IL RUOLO DI DONALD TRUMP
L’amministrazione americana, guidata dal presidente Donald Trump, sta imprimendo una nuova direzione all’approccio occidentale alla crisi. Pur ribadendo l’impegno di Washington nel sostenere Kiev, la Casa Bianca intende redistribuire il peso economico e militare tra gli alleati, spingendo l’Europa a tradurre la solidarietà in contributi concreti. La richiesta di un impegno più equo, avanzata anche dal Pentagono, riflette un principio cardine della visione trumpiana della politica estera: la pace come risultato della forza e della deterrenza, non dell’accomodamento. In questo senso, il presidente americano mira a rafforzare la postura difensiva dell’Occidente, ma al contempo si presenta come potenziale mediatore capace di riaprire canali negoziali con Mosca.
COOPERAZIONE TECNOLOGICA E DETERRENZA MILITARE
La possibile fornitura di missili a lungo raggio e il potenziamento della cooperazione tecnologica con Kiev, in particolare nel settore dei droni, rispondono a una logica duplice: garantire all’Ucraina la capacità di resistere sul campo e, parallelamente, preparare il terreno per una soluzione diplomatica che non appaia come una resa. L’obiettivo dichiarato di “ottenere la pace attraverso la forza” traduce una dottrina di realismo strategico che mira a ridurre l’escalation mantenendo la pressione militare. Tale approccio evidenzia la volontà di coniugare fermezza e pragmatismo, ponendo le basi per un futuro equilibrio tra difesa e diplomazia.
L’EUROPA TRA AUTONOMIA STRATEGICA E COESIONE CON LA NATO
Sul fronte europeo, la risposta appare più articolata ma non meno significativa. L’Unione Europea sta accelerando la costruzione di un sistema comune di difesa anti-droni, elemento fondamentale per la protezione del fianco orientale e per l’autonomia strategica del continente. Il progetto di completare entro il 2027 il cosiddetto “muro dei droni” testimonia la volontà dell’Europa di assumere un ruolo più proattivo nel campo della sicurezza collettiva. Inoltre, la cooperazione con la NATO si sta intensificando, superando le tradizionali rivalità istituzionali. La complementarità tra l’Alleanza Atlantica e la politica di difesa europea rappresenta oggi una condizione essenziale per sostenere Kiev e, nel contempo, garantire la stabilità del continente.

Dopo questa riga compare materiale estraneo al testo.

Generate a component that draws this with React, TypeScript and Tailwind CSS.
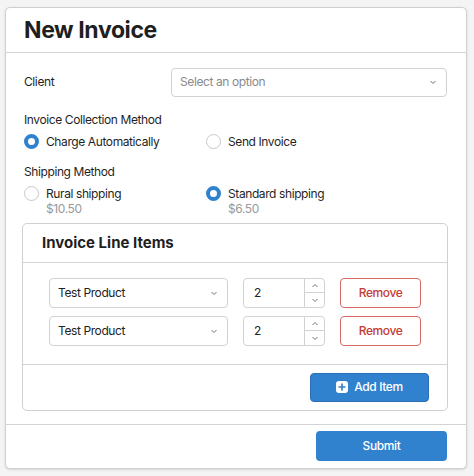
import { Plus } from "lucide-react";

function Chevron() {
  return (
    <svg width="8" height="6" viewBox="0 0 8 6" className="text-gray-500">
      <path d="M1.5 2l2.5 2.5L6.5 2" fill="none" stroke="currentColor" strokeWidth="1" />
    </svg>
  );
}

function Radio({ checked }: { checked: boolean }) {
  return checked ? (
    <span className="w-[15px] h-[15px] rounded-full border-[4px] border-[#3182ce] bg-white shrink-0" />
  ) : (
    <span className="w-[15px] h-[15px] rounded-full border border-[#c8c8c8] bg-white shrink-0" />
  );
}

function ProductRow() {
  return (
    <div className="flex items-center gap-[15px]">
      <div className="w-[179px] h-[30px] border border-[#d2d2d2] rounded-[4px] flex items-center justify-between pl-[8px] pr-[9px] text-[#222]">
        <span>Test Product</span>
        <Chevron />
      </div>
      <div className="w-[82px] h-[30px] border border-[#d2d2d2] rounded-[4px] flex text-[#222]">
        <div className="flex-1 flex items-center pl-[10px]">2</div>
        <div className="w-[20px] border-l border-[#d2d2d2] flex flex-col">
          <div className="flex-1 flex items-center justify-center border-b border-[#d2d2d2]">
            <svg width="8" height="5" viewBox="0 0 8 5" className="text-gray-500">
              <path d="M1.5 4l2.5-2.5L6.5 4" fill="none" stroke="currentColor" strokeWidth="1" />
            </svg>
          </div>
          <div className="flex-1 flex items-center justify-center">
            <svg width="8" height="5" viewBox="0 0 8 5" className="text-gray-500">
              <path d="M1.5 1l2.5 2.5L6.5 1" fill="none" stroke="currentColor" strokeWidth="1" />
            </svg>
          </div>
        </div>
      </div>
      <button className="w-[81px] h-[30px] border border-[#d66a66] rounded-[4px] font-medium text-[#c53b36]">
        Remove
      </button>
    </div>
  );
}

export default function App() {
  return (
    <div className="w-[474px] h-[476px] bg-[#f4f4f4] pl-[5px] pr-[7px] pt-[7px] font-['Inter',sans-serif] text-[12px] tracking-[-0.4px] text-[#1f1f1f]">
      <div className="h-[462px] bg-white border border-[#d0d0d0] rounded-[5px] shadow-sm flex flex-col">
        <div className="h-[47px] border-b border-[#d4d4d4] flex items-center pl-[18px]">
          <h1 className="text-[23px] font-bold tracking-[-0.4px]">New Invoice</h1>
        </div>

        <div className="flex-1 pl-[16px] pr-[19px] pt-[15px]">
          <div className="pl-[2px]">
            <div className="flex items-center">
              <span className="w-[147px]">Client</span>
              <div className="flex-1 h-[29px] border border-[#d2d2d2] rounded-[4px] flex items-center justify-between pl-[8px] pr-[9px] text-[#8a8a8a]">
                <span>Select an option</span>
                <Chevron />
              </div>
            </div>

            <div className="mt-[14px] leading-[18px]">Invoice Collection Method</div>
            <div className="mt-[4px] grid grid-cols-[182px_1fr]">
              <label className="flex items-center gap-[7px] h-[18px]">
                <Radio checked />
                <span>Charge Automatically</span>
              </label>
              <label className="flex items-center gap-[7px] h-[18px]">
                <Radio checked={false} />
                <span>Send Invoice</span>
              </label>
            </div>

            <div className="mt-[12px] leading-[18px]">Shipping Method</div>
            <div className="mt-[4px] grid grid-cols-[182px_1fr]">
              <div>
                <label className="flex items-center gap-[7px] h-[18px]">
                  <Radio checked={false} />
                  <span>Rural shipping</span>
                </label>
                <div className="-mt-[1px] pl-[22px] text-[#999] leading-[14px]">$10.50</div>
              </div>
              <div>
                <label className="flex items-center gap-[7px] h-[18px]">
                  <Radio checked />
                  <span>Standard shipping</span>
                </label>
                <div className="-mt-[1px] pl-[22px] text-[#999] leading-[14px]">$6.50</div>
              </div>
            </div>
          </div>

          <div className="mt-[7px] -mr-[1px] border border-[#d0d0d0] rounded-[5px]">
            <div className="h-[39px] border-b border-[#d4d4d4] flex items-center pl-[19px]">
              <h2 className="text-[15px] font-bold tracking-normal">Invoice Line Items</h2>
            </div>
            <div className="pt-[15px] pb-[18px] pl-[26px] flex flex-col gap-[8px]">
              <ProductRow />
              <ProductRow />
            </div>
            <div className="h-[46px] border-t border-[#d4d4d4] flex items-center justify-end pr-[18px]">
              <button className="w-[119px] h-[29px] rounded-[4px] bg-[#3182ce] border border-[#2a6fb3] text-white font-medium flex items-center justify-center gap-[6px]">
                <span className="w-[12px] h-[12px] bg-white rounded-[3px] flex items-center justify-center">
                  <Plus size={10} strokeWidth={4} className="text-[#3182ce]" />
                </span>
                Add Item
              </button>
            </div>
          </div>
        </div>

        <div className="h-[46px] mt-[13px] border-t border-[#d4d4d4] flex items-center justify-end pr-[19px]">
          <button className="w-[131px] h-[30px] rounded-[4px] bg-[#3182ce] text-white font-medium">
            Submit
          </button>
        </div>
      </div>
    </div>
  );
}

UNA LEADERSHIP CONDIVISA PER LA PACE
L’impegno tedesco nel rafforzare la sorveglianza aerea e nel finanziare nuovi investimenti in materia di difesa conferma che la linea europea sta evolvendo verso una maggiore coesione. Tuttavia, la leadership americana rimane decisiva, sia per le capacità operative sia per la funzione politica di coordinamento che Washington esercita all’interno della NATO. In prospettiva, il rafforzamento dell’asse transatlantico potrebbe costituire il presupposto per una nuova fase del conflitto: quella della diplomazia. Se da un lato l’aumento degli aiuti militari serve a stabilizzare la posizione ucraina, dall’altro l’attivismo statunitense, e in particolare la volontà di Trump di assumere un ruolo negoziale, apre la possibilità di un cessate il fuoco monitorato e di un tavolo di trattative multilaterale.
LA FORZA DELL’UNITÀ COME STRUMENTO DI PACE
Il futuro della pace in Ucraina dipenderà dalla capacità dell’Occidente di mantenere un equilibrio tra fermezza e pragmatismo. Gli Stati Uniti, l’Unione Europea e la NATO, agendo in modo coordinato, possono non solo consolidare la difesa del fronte orientale, ma anche promuovere una soluzione diplomatica credibile, capace di ridurre la tensione globale. In tale scenario, la figura di Donald Trump si pone come elemento di discontinuità e, al tempo stesso, di possibile mediazione: un leader che, forte del proprio approccio diretto e transazionale, potrebbe tentare di trasformare la pressione militare in una leva per la pace. La ricomposizione dell’asse pro-Kiev, quindi, non rappresenta soltanto un rafforzamento della solidarietà occidentale, ma l’inizio di una nuova strategia volta a costruire le condizioni politiche e di sicurezza per un cessate il fuoco sostenibile e per l’avvio di una pace negoziata, in cui la forza dell’Alleanza si traduca finalmente in stabilità.